It's not about income. Most people who stay broke earn enough to change their situation. The real problem is the story they tell about money — and how to rewrite it.
I've watched people earn $200,000 a year and have nothing to show for it. I've also watched people earning $60,000 a year build real, lasting wealth. The income wasn't the variable. The mental model was.
Most conversations about wealth focus on tactics: budgets, investment vehicles, side income. Those things matter. But they're downstream of something more fundamental — the story you tell yourself about what money is, what it means, and whether you deserve to have it.
“Your financial life is a direct reflection of your financial identity. Change the identity first. The tactics follow.”
— Jeff
The 3 Stories That Keep People Broke
- 'Money is a reward for hard work.' — This one sounds right but it isn't. Hard work is necessary but not sufficient. Poorly directed hard work keeps people broke while making someone else wealthy.

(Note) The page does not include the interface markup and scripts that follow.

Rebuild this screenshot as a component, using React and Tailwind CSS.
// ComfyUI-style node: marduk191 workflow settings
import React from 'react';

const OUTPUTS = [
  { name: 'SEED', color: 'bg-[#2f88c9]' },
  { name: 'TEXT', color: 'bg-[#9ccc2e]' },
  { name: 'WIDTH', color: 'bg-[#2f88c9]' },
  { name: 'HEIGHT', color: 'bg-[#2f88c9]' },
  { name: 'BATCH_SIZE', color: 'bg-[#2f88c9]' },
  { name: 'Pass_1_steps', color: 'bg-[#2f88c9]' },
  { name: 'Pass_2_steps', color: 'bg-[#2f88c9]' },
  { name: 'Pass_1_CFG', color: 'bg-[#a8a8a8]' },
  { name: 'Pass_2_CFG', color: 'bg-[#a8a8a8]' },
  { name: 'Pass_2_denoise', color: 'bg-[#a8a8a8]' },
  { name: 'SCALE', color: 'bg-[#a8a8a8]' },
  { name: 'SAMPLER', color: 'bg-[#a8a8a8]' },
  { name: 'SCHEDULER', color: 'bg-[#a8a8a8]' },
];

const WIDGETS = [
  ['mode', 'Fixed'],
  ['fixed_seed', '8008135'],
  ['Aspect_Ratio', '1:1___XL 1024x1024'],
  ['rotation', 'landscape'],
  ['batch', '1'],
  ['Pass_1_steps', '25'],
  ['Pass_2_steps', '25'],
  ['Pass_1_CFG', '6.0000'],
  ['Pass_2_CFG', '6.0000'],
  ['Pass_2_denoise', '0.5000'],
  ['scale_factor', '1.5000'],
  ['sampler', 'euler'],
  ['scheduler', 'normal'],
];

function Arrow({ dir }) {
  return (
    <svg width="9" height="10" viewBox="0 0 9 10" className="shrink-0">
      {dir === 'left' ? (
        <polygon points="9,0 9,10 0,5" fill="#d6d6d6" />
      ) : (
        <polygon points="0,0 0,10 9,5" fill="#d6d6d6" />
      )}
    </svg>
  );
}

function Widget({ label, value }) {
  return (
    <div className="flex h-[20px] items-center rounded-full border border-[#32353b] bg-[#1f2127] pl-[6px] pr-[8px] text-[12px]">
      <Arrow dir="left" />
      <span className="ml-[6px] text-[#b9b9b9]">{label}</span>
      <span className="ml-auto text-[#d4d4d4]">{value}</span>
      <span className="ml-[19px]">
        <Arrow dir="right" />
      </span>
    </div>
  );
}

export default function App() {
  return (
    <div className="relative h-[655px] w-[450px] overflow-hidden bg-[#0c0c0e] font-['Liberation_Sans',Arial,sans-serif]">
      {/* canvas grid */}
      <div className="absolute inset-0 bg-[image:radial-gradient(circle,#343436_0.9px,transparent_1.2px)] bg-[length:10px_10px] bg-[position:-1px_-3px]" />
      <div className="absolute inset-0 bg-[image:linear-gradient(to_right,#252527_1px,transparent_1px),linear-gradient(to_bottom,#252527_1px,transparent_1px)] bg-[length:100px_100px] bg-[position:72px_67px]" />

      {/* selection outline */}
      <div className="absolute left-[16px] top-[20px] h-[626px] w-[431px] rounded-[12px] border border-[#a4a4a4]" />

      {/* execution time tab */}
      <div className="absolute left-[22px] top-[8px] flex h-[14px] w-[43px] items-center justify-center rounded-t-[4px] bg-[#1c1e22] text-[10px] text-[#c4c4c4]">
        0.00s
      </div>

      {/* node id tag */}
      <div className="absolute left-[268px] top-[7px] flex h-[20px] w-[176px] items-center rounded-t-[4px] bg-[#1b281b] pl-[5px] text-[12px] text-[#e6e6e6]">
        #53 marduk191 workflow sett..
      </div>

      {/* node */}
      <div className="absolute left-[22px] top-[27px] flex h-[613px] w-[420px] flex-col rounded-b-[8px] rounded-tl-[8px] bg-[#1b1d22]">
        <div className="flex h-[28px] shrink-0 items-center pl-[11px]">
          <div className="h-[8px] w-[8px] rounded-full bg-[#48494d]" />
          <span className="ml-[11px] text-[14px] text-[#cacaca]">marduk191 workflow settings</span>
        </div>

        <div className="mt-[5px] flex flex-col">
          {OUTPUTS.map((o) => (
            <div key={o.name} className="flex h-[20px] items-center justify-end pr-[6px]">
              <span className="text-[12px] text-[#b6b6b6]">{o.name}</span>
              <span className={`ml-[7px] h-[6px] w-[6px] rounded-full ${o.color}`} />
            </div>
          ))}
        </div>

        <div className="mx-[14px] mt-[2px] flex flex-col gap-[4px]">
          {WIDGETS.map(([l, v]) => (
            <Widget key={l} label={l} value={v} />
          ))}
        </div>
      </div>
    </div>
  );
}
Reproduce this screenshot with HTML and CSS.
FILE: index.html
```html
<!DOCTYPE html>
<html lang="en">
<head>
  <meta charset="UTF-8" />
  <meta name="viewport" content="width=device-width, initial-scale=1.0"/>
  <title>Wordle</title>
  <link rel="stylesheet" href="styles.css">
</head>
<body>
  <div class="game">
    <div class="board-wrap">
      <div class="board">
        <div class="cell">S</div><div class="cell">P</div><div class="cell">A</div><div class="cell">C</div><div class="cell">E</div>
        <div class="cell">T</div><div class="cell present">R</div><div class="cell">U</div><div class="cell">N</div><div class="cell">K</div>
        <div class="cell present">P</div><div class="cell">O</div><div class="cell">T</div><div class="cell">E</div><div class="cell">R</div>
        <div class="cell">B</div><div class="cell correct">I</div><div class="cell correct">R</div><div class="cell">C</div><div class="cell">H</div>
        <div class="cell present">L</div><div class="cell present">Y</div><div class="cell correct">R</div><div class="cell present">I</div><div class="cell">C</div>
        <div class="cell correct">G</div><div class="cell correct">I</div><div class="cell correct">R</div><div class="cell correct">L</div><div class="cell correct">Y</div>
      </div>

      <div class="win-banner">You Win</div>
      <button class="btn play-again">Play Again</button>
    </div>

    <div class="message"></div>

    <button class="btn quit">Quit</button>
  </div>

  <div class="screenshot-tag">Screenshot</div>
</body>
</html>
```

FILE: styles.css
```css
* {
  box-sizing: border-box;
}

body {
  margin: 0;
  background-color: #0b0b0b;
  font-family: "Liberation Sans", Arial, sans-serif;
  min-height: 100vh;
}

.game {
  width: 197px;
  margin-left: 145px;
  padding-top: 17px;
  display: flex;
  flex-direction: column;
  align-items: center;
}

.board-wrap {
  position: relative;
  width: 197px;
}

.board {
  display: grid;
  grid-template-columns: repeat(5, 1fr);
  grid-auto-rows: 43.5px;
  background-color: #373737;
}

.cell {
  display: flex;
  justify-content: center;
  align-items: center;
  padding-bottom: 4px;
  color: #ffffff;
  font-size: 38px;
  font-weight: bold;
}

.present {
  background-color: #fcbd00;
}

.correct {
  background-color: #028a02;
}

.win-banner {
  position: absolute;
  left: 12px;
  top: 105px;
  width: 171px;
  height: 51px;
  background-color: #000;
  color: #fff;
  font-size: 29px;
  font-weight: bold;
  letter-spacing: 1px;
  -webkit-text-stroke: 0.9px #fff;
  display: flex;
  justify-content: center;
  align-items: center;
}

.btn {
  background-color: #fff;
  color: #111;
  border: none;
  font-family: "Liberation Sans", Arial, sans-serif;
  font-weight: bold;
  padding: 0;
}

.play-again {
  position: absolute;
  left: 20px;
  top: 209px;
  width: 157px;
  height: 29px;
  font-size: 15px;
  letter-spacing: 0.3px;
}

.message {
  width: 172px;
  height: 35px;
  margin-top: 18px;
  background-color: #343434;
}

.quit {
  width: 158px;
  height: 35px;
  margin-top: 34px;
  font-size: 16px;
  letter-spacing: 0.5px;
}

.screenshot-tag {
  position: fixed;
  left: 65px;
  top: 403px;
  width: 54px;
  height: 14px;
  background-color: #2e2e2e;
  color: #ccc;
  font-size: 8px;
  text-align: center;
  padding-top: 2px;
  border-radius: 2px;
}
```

- 'Wanting more money is greedy.' — This is the big one. If you carry unconscious guilt about wanting financial freedom, you will self-sabotage every time you get close.
- 'I'll start investing/saving/building when I make more.' — This is a delay loop that never ends. The person waiting to earn more before they start building wealth never earns enough.
The Mental Model That Actually Works
Wealthy people — real ones, not lottery winners — think about money as a tool and a score. It's a tool for creating options, impact, and security for the people they love. And it's a score that tells them whether their thinking and their work is converting into results. That's it. No guilt. No magical thinking. No waiting.
“You don't need more income. You need a different relationship with the income you already have.”
Where to Start
Write down every belief you have about money that you can remember hearing before the age of 15. Then ask: is this objectively true, or is it a story I inherited? Most of the ceiling in your financial life isn't in your bank account. It's in that list.